= Set task =
Copy all lines in which the word "page" can be found.

= Exercise material =

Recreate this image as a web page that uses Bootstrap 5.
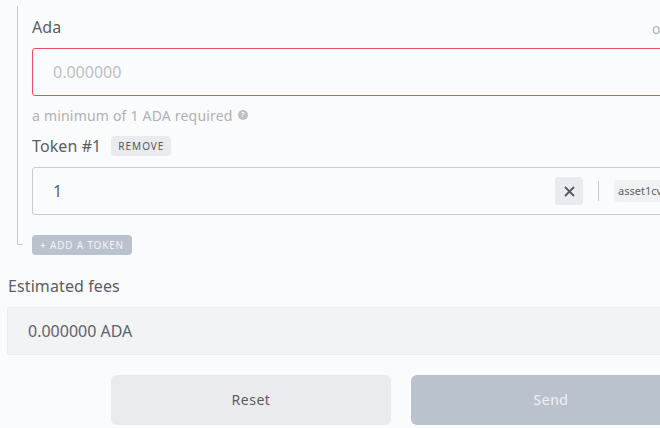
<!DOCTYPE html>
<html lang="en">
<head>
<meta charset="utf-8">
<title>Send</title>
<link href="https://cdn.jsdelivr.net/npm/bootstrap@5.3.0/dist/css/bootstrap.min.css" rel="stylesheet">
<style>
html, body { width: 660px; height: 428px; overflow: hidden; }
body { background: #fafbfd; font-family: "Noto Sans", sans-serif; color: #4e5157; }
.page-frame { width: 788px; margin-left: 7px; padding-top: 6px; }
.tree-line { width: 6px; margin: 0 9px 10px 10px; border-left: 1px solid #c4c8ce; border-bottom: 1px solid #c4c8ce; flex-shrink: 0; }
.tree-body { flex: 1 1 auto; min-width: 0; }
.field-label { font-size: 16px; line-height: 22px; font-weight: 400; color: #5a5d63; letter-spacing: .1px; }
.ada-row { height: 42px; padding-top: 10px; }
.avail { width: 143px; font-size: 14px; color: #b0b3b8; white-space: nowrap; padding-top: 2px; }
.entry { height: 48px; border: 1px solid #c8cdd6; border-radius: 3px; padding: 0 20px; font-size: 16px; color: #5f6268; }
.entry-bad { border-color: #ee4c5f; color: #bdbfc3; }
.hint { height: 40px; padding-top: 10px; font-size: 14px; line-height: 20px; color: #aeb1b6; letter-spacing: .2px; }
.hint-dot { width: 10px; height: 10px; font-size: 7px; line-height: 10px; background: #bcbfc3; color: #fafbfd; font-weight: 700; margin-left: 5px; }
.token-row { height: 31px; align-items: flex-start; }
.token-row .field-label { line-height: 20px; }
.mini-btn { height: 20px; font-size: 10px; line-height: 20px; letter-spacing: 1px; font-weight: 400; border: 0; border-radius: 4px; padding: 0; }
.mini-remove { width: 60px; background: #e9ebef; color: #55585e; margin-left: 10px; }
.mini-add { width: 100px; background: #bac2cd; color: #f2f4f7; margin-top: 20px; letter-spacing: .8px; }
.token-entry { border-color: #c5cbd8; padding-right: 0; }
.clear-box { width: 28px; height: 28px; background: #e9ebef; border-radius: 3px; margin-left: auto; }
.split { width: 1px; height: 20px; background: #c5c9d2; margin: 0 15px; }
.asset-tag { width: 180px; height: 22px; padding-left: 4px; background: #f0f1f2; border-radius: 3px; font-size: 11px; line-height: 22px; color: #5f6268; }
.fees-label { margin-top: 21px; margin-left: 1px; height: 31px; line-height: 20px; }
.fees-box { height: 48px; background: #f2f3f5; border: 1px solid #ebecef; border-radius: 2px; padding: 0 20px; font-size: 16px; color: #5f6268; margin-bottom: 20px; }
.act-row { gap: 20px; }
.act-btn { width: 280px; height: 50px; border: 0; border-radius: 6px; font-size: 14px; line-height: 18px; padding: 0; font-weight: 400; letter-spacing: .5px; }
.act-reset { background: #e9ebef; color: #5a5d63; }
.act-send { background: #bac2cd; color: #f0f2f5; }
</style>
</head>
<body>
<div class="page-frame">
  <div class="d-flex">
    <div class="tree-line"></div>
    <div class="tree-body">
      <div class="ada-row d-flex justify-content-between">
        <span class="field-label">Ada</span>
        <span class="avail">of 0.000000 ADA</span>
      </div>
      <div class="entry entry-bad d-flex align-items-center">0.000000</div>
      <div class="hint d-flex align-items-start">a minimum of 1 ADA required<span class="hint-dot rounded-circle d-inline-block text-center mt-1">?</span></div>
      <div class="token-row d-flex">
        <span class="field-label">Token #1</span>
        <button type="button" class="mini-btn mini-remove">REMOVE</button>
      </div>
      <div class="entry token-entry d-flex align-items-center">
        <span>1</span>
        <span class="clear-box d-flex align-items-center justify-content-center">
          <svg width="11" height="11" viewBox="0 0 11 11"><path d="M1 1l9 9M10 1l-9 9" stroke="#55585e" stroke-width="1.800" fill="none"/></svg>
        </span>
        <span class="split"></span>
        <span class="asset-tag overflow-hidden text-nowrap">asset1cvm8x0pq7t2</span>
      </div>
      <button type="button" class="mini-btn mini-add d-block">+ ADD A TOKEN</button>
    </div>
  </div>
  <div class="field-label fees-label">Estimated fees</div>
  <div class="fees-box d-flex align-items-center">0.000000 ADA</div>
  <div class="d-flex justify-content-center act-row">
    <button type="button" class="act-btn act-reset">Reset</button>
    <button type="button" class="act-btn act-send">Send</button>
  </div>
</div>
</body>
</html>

---

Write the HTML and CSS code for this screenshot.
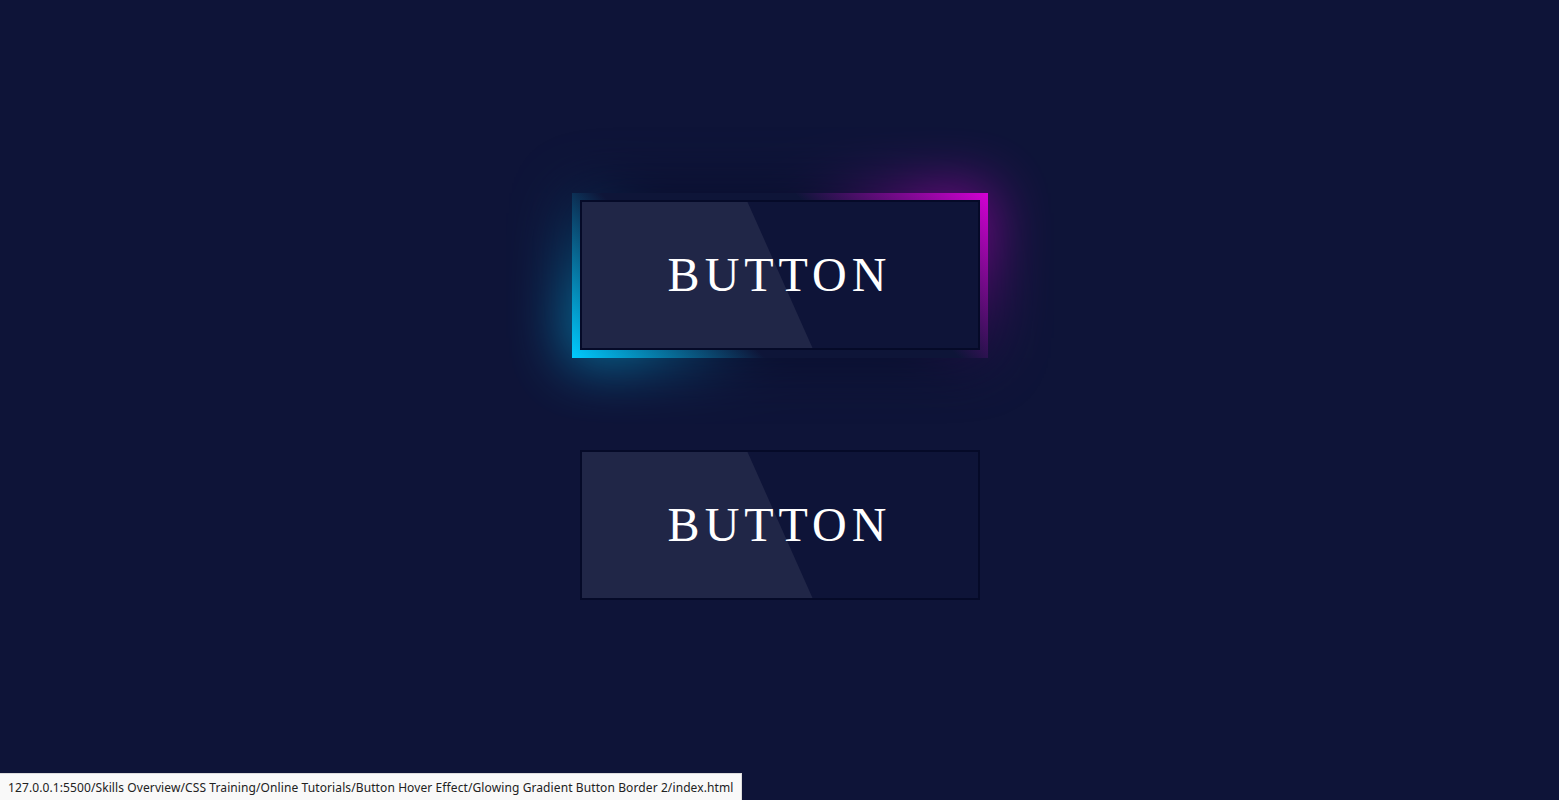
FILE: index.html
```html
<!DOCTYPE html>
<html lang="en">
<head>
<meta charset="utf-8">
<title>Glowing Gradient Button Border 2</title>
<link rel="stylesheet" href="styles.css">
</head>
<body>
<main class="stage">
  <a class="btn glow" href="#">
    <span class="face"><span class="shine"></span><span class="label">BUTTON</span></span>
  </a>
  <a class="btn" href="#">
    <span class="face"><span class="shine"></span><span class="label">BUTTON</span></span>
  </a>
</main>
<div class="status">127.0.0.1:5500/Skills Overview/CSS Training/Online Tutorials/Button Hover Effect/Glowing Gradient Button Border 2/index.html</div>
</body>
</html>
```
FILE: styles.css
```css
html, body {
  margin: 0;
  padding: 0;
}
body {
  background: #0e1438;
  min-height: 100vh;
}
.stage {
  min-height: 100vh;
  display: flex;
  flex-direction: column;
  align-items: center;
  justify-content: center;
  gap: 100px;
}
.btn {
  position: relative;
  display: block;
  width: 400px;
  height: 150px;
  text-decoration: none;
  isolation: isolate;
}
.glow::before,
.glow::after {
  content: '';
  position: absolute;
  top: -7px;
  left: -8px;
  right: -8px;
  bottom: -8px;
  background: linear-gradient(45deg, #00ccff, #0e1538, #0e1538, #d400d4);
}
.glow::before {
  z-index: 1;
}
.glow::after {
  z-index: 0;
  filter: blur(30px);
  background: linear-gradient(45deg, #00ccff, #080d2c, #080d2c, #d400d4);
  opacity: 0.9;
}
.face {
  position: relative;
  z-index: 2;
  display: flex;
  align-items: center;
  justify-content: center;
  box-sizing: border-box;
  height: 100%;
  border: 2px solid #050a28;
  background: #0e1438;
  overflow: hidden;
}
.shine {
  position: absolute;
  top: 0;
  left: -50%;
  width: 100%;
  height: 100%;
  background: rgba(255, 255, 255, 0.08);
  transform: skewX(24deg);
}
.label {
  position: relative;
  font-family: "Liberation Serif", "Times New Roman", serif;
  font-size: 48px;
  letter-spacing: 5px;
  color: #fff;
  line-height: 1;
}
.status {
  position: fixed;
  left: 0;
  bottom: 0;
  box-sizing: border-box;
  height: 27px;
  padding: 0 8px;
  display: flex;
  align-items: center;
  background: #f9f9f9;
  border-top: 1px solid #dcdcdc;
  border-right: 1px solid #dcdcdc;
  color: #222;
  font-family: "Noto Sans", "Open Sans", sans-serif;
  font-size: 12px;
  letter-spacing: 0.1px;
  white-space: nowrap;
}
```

= Solution for this problem =
Recreate this image as a web page that uses Bootstrap 5.
.page-frame { width: 788px; margin-left: 7px; padding-top: 6px; }
<div class="page-frame">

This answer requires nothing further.